Data mining and applications in science and technology

Computer Assignment on SVD and Character Recognition

Construct an algorithm in MATLAB for character recognition of handwritten digits. Using a training set, compute an SVD of each matrix of digits of one kind. Use the first few (5-10) singular vectors as basis and classify unknown test digits according to how well they can be represented in terms of the respective bases (use the residual vector in the lest squares problem as a measure). Try to tune the algorithm for accuracy of classification. Check if all digits are equally easy or difficult to classify. Report the number of incorrectly classified digits in a table. Also look at some of those, and see that in many cases they are very badly written.

If time permits, check the singular values of the different digits, and see if it is motivated to use different numbers of basis vectors for different digits.
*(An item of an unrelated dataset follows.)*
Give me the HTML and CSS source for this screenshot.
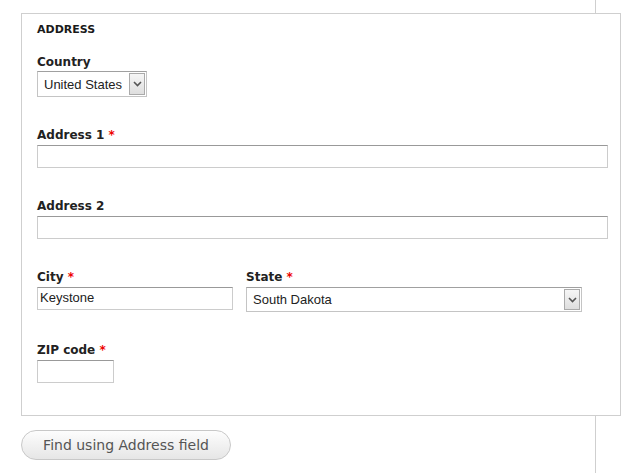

The test data are available at the location  /mailocal/lab/numt/ngssc/digits/, see the README file for details. The following files are needed:

  1. dzip.mat and azip.mat: the first is a vector that holds the digits (the number) and the second is an array of dimension 256 x 1707 that holds the training images. The images are vectors of dimension 256, that have been constructed from 16 x 16 images.

  2. The test data are given in dtest.mat and testzip.mat.

  3. There is a function ima2.m that takes an image vector as input and displays it. If you are interested and good at colour maps, you are welcome to refine the given map.